Sejak awal invasi ke Gaza 2023, rezim Istael secara terbuka mengusulkan "relokasi sukarela" warga Palestina ke luar negeri. Program ini mendapat dukungan Donald Trump, yang dalam pidatonya pada 11 Januari 2024 menyerukan negara-negara Muslim, termasuk Indonesia, untuk "menerima pengungsi Gaza". Narasi ini dikemas sebagai "solusi kemanusiaan", tetapi akarnya adalah upaya sistematis mengubah demografi Palestina dengan mengusir warga pribumi dari tanah airnya. 

Istael telah menghancurkan 70% permukiman Gaza, memutus akses air bersih, dan memblokade bantuan pangan. Dengan kondisi ini, tawaran "evakuasi" ke luar negeri bukanlah pilihan, melainkan pemaksaan terselubung. Jika Indonesia menerima pengungsi Gaza dalam skema ini, secara tidak langsung, kita menjadi bagian dari rantai yang melegitimasi pendudukan ilegal Israel.

Indonesia memiliki rekam jejak kuat mendukung kemerdekaan Palestina. Sejak era Soekarno, prinsip "Palestina adalah jantung politik luar negeri Indonesia" dipegang teguh. Bantuan kemanusiaan ke Gaza melalui Medical Emergency Rescue Committee (MER-C) dan dukungan diplomasi di forum PBB adalah bukti konsistensi ini. 

Jika penampungan pengungsi Gaza dilakukan atas permintaan otoritas Palestina di Gaza, dengan jaminan hak repatriasi (kembali ke tanah air), maka ini adalah bentuk solidaritas.

Program Trump-Istael ingin mengubah pengungsi Gaza menjadi statistik permanen di negara ketiga, mirip dengan nasib pengungsi Palestina di Suriah atau Lebanon yang terdampar puluhan tahun tanpa kewarganegaraan. 

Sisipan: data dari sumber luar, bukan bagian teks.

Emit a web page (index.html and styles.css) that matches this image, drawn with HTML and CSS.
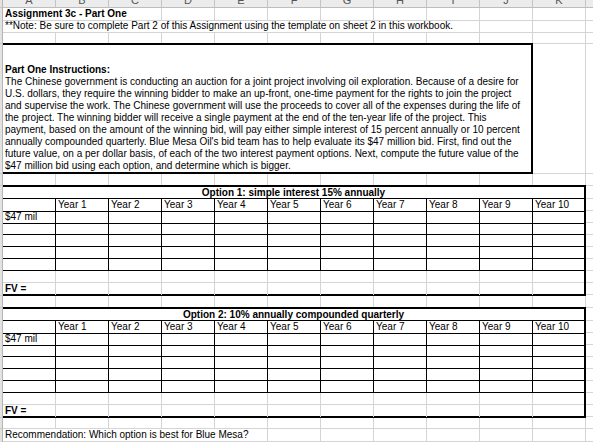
FILE: index.html
```html
<!DOCTYPE html>
<html>
<head>
<meta charset="utf-8">
<title>Assignment 3c - Part One</title>
<link rel="stylesheet" href="styles.css">
</head>
<body>
<div class="sheet">
  <div class="row head">
    <div class="strip"></div>
    <div class="h"><span>A</span></div><div class="h"><span>B</span></div><div class="h"><span>C</span></div><div class="h"><span>D</span></div><div class="h"><span>E</span></div><div class="h"><span>F</span></div><div class="h"><span>G</span></div><div class="h"><span>H</span></div><div class="h"><span>I</span></div><div class="h"><span>J</span></div><div class="h"><span>K</span></div><div class="h last"></div>
  </div>

  <div class="row">
    <div class="strip"></div>
    <div class="c b span3">Assignment 3c - Part One</div>
    <div class="c"></div><div class="c"></div><div class="c"></div><div class="c"></div><div class="c"></div><div class="c"></div><div class="c"></div><div class="c"></div>
    <div class="c last"></div>
  </div>

  <div class="row">
    <div class="strip"></div>
    <div class="c span9">**Note: Be sure to complete Part 2 of this Assignment using the template on sheet 2 in this workbook.</div>
    <div class="c"></div><div class="c"></div>
    <div class="c last"></div>
  </div>

  <div class="row">
    <div class="strip"></div>
    <div class="c"></div><div class="c"></div><div class="c"></div><div class="c"></div><div class="c"></div><div class="c"></div><div class="c"></div><div class="c"></div><div class="c"></div><div class="c"></div><div class="c"></div>
    <div class="c last"></div>
  </div>

  <div class="row boxrow">
    <div class="strip"></div>
    <div class="box span10">
      <div class="ln b">Part One Instructions:</div>
      <div class="ln">The Chinese government is conducting an auction for a joint project involving oil exploration. Because of a desire for</div>
      <div class="ln">U.S. dollars, they require the winning bidder to make an up-front, one-time payment for the rights to join the project</div>
      <div class="ln">and supervise the work. The Chinese government will use the proceeds to cover all of the expenses during the life of</div>
      <div class="ln">the project. The winning bidder will receive a single payment at the end of the ten-year life of the project. This</div>
      <div class="ln">payment, based on the amount of the winning bid, will pay either simple interest of 15 percent annually or 10 percent</div>
      <div class="ln">annually compounded quarterly. Blue Mesa Oil's bid team has to help evaluate its $47 million bid. First, find out the</div>
      <div class="ln">future value, on a per dollar basis, of each of the two interest payment options. Next, compute the future value of the</div>
      <div class="ln">$47 million bid using each option, and determine which is bigger.</div>
    </div>
    <div class="c"></div>
    <div class="c last"></div>
  </div>

  <div class="row">
    <div class="strip"></div>
    <div class="c"></div><div class="c"></div><div class="c"></div><div class="c"></div><div class="c"></div><div class="c"></div><div class="c"></div><div class="c"></div><div class="c"></div><div class="c"></div><div class="c"></div>
    <div class="c last"></div>
  </div>

  <div class="row tblrow">
    <div class="strip"></div>
    <div class="tbl span11">
      <div class="ttl">Option 1: simple interest 15% annually</div>
      <div class="tr"><div class="td"></div><div class="td">Year 1</div><div class="td">Year 2</div><div class="td">Year 3</div><div class="td">Year 4</div><div class="td">Year 5</div><div class="td">Year 6</div><div class="td">Year 7</div><div class="td">Year 8</div><div class="td">Year 9</div><div class="td">Year 10</div></div>
      <div class="tr"><div class="td">$47 mil</div><div class="td"></div><div class="td"></div><div class="td"></div><div class="td"></div><div class="td"></div><div class="td"></div><div class="td"></div><div class="td"></div><div class="td"></div><div class="td"></div></div>
      <div class="tr"><div class="td"></div><div class="td"></div><div class="td"></div><div class="td"></div><div class="td"></div><div class="td"></div><div class="td"></div><div class="td"></div><div class="td"></div><div class="td"></div><div class="td"></div></div>
      <div class="tr"><div class="td"></div><div class="td"></div><div class="td"></div><div class="td"></div><div class="td"></div><div class="td"></div><div class="td"></div><div class="td"></div><div class="td"></div><div class="td"></div><div class="td"></div></div>
      <div class="tr"><div class="td"></div><div class="td"></div><div class="td"></div><div class="td"></div><div class="td"></div><div class="td"></div><div class="td"></div><div class="td"></div><div class="td"></div><div class="td"></div><div class="td"></div></div>
      <div class="tr"><div class="td"></div><div class="td"></div><div class="td"></div><div class="td"></div><div class="td"></div><div class="td"></div><div class="td"></div><div class="td"></div><div class="td"></div><div class="td"></div><div class="td"></div></div>
      <div class="tr grey"><div class="td"></div><div class="td"></div><div class="td"></div><div class="td"></div><div class="td"></div><div class="td"></div><div class="td"></div><div class="td"></div><div class="td"></div><div class="td"></div><div class="td"></div></div>
      <div class="tr grey fv"><div class="td b">FV =</div><div class="td"></div><div class="td"></div><div class="td"></div><div class="td"></div><div class="td"></div><div class="td"></div><div class="td"></div><div class="td"></div><div class="td"></div><div class="td"></div></div>
    </div>
    <div class="lcol">
      <div class="lc first"></div><div class="lc"></div><div class="lc"></div><div class="lc"></div><div class="lc"></div><div class="lc"></div><div class="lc"></div><div class="lc"></div><div class="lc"></div>
    </div>
  </div>

  <div class="row">
    <div class="strip"></div>
    <div class="c"></div><div class="c"></div><div class="c"></div><div class="c"></div><div class="c"></div><div class="c"></div><div class="c"></div><div class="c"></div><div class="c"></div><div class="c"></div><div class="c"></div>
    <div class="c last"></div>
  </div>

  <div class="row tblrow">
    <div class="strip"></div>
    <div class="tbl span11">
      <div class="ttl">Option 2: 10% annually compounded quarterly</div>
      <div class="tr"><div class="td"></div><div class="td">Year 1</div><div class="td">Year 2</div><div class="td">Year 3</div><div class="td">Year 4</div><div class="td">Year 5</div><div class="td">Year 6</div><div class="td">Year 7</div><div class="td">Year 8</div><div class="td">Year 9</div><div class="td">Year 10</div></div>
      <div class="tr"><div class="td">$47 mil</div><div class="td"></div><div class="td"></div><div class="td"></div><div class="td"></div><div class="td"></div><div class="td"></div><div class="td"></div><div class="td"></div><div class="td"></div><div class="td"></div></div>
      <div class="tr"><div class="td"></div><div class="td"></div><div class="td"></div><div class="td"></div><div class="td"></div><div class="td"></div><div class="td"></div><div class="td"></div><div class="td"></div><div class="td"></div><div class="td"></div></div>
      <div class="tr"><div class="td"></div><div class="td"></div><div class="td"></div><div class="td"></div><div class="td"></div><div class="td"></div><div class="td"></div><div class="td"></div><div class="td"></div><div class="td"></div><div class="td"></div></div>
      <div class="tr"><div class="td"></div><div class="td"></div><div class="td"></div><div class="td"></div><div class="td"></div><div class="td"></div><div class="td"></div><div class="td"></div><div class="td"></div><div class="td"></div><div class="td"></div></div>
      <div class="tr"><div class="td"></div><div class="td"></div><div class="td"></div><div class="td"></div><div class="td"></div><div class="td"></div><div class="td"></div><div class="td"></div><div class="td"></div><div class="td"></div><div class="td"></div></div>
      <div class="tr grey"><div class="td"></div><div class="td"></div><div class="td"></div><div class="td"></div><div class="td"></div><div class="td"></div><div class="td"></div><div class="td"></div><div class="td"></div><div class="td"></div><div class="td"></div></div>
      <div class="tr grey fv"><div class="td b">FV =</div><div class="td"></div><div class="td"></div><div class="td"></div><div class="td"></div><div class="td"></div><div class="td"></div><div class="td"></div><div class="td"></div><div class="td"></div><div class="td"></div></div>
    </div>
    <div class="lcol">
      <div class="lc first"></div><div class="lc"></div><div class="lc"></div><div class="lc"></div><div class="lc"></div><div class="lc"></div><div class="lc"></div><div class="lc"></div><div class="lc"></div>
    </div>
  </div>

  <div class="row short">
    <div class="strip"></div>
    <div class="c"></div><div class="c"></div><div class="c"></div><div class="c"></div><div class="c"></div><div class="c"></div><div class="c"></div><div class="c"></div><div class="c"></div><div class="c"></div><div class="c"></div>
    <div class="c last"></div>
  </div>

  <div class="row">
    <div class="strip"></div>
    <div class="c span5">Recommendation: Which option is best for Blue Mesa?</div>
    <div class="c"></div><div class="c"></div><div class="c"></div><div class="c"></div><div class="c"></div><div class="c"></div>
    <div class="c last"></div>
  </div>

  <div class="row">
    <div class="strip"></div>
    <div class="c"></div><div class="c"></div><div class="c"></div><div class="c"></div><div class="c"></div><div class="c"></div><div class="c"></div><div class="c"></div><div class="c"></div><div class="c"></div><div class="c"></div>
    <div class="c last"></div>
  </div>
</div>
</body>
</html>
```

FILE: styles.css
```css
* {
  box-sizing: border-box;
  margin: 0;
  padding: 0;
}

html, body {
  background: #ffffff;
}

body {
  margin: 0;
  width: 593px;
  height: 442px;
  overflow: hidden;
  font-family: "Liberation Sans", Arial, sans-serif;
  font-size: 10px;
  color: #000000;
}

.sheet {
  display: flex;
  flex-direction: column;
}

.row {
  display: grid;
  grid-template-columns: 3px repeat(11, 53px) 1fr;
  height: 12px;
  flex: none;
}

.row.short {
  height: 11px;
}

.strip {
  background: #e2e2e2;
  border-right: 1px solid #b4b4b4;
  border-bottom: 1px solid #c9c9c9;
}

/* column headers */
.head {
  height: 8px;
}

.h {
  background: #ececec;
  border-right: 1px solid #c4c4c4;
  border-bottom: 1px solid #bdbdbd;
  text-align: center;
  font-size: 11px;
  line-height: 12px;
  color: #555555;
  overflow: hidden;
}

.h span {
  display: block;
  margin-top: -6px;
}

/* ordinary cells */
.c {
  border-right: 1px solid #d4d4d4;
  border-bottom: 1px solid #d4d4d4;
  line-height: 12px;
  padding-left: 2px;
  white-space: nowrap;
  overflow: visible;
}

.last {
  border-right: 0;
}

.b {
  font-weight: bold;
}

.span3 { grid-column: span 3; }
.span5 { grid-column: span 5; }
.span9 { grid-column: span 9; }
.span10 { grid-column: span 10; }
.span11 { grid-column: span 11; }

/* instruction box */
.boxrow {
  height: 130px;
}

.box {
  margin-top: -1px;
  height: 131px;
  border-top: 2px solid #000;
  border-right: 2px solid #000;
  border-bottom: 2px solid #000;
  display: flex;
  flex-direction: column;
  justify-content: flex-end;
  padding-left: 2px;
}

.ln {
  line-height: 12px;
  white-space: nowrap;
}

/* bordered tables */
.tblrow {
  height: 110px;
}

.tbl {
  margin-top: -1px;
  height: 111px;
  border-top: 2px solid #000;
  border-right: 2px solid #000;
  border-bottom: 2px solid #000;
  display: flex;
  flex-direction: column;
}

.ttl {
  height: 12px;
  flex: none;
  border-bottom: 1px solid #000;
  text-align: center;
  font-weight: bold;
  line-height: 12px;
  white-space: nowrap;
}

.tr {
  display: grid;
  grid-template-columns: repeat(10, 53px) 1fr;
  height: 12px;
  flex: none;
}

.td {
  border-right: 1px solid #000;
  border-bottom: 1px solid #000;
  line-height: 12px;
  padding-left: 2px;
  white-space: nowrap;
}

.td:last-child {
  border-right: 0;
}

.tr.grey .td {
  border-color: #d4d4d4;
}

.tr.grey .td:last-child {
  border-right: 0;
}

.tr.fv {
  height: 11px;
}

.tr.fv .td {
  border-bottom: 0;
}

.lcol {
  display: flex;
  flex-direction: column;
}

.lc {
  height: 12px;
  flex: none;
  border-bottom: 1px solid #d4d4d4;
}

.lc.first {
  height: 13px;
}
```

Jika  tergesa-gesa menerima skema ini tanpa kritik, kita berisiko: 
- Mengalihkan perhatian dari kejahatan perang Istael. 
- Melemahkan posisi Palestina dalam memperjuangkan hak dan  kemerdekaannya
- Membuka pintu bagi normalisasi hubungan dengan Istael yang bertentangan dengan konstitusi UUD 1945 dan sikap politik Indonesia selama ini. 

Pernyataan Prabowo  perlu dibaca dalam konteks tekanan geopolitik. Amerika Serikat dan sekutunya kerap menggunakan "bantuan kemanusiaan" sebagai alat politik untuk mengamankan agendanya. Namun, Indonesia bukan tanpa daya. Sebagai negara dengan populasi Muslim terbesar dan anggota G20, Indonesia memiliki leverage untuk menolak skema yang mengorbankan hak-hak Palestina. 

Kesiapan Indonesia menampung Gaza adalah ujian bagi integritas politik dan kemanusiaan kita. Solidaritas sejati tidak boleh menjadi alat untuk mencuci tangan dari akar masalah: pendudukan ilegal Israel. Seperti pesan Bung Hatta, "Kebijakan luar negeri Indonesia harus aktif memperjuangkan perdamaian dan keadilan, bukan menjadi corong kepentingan asing."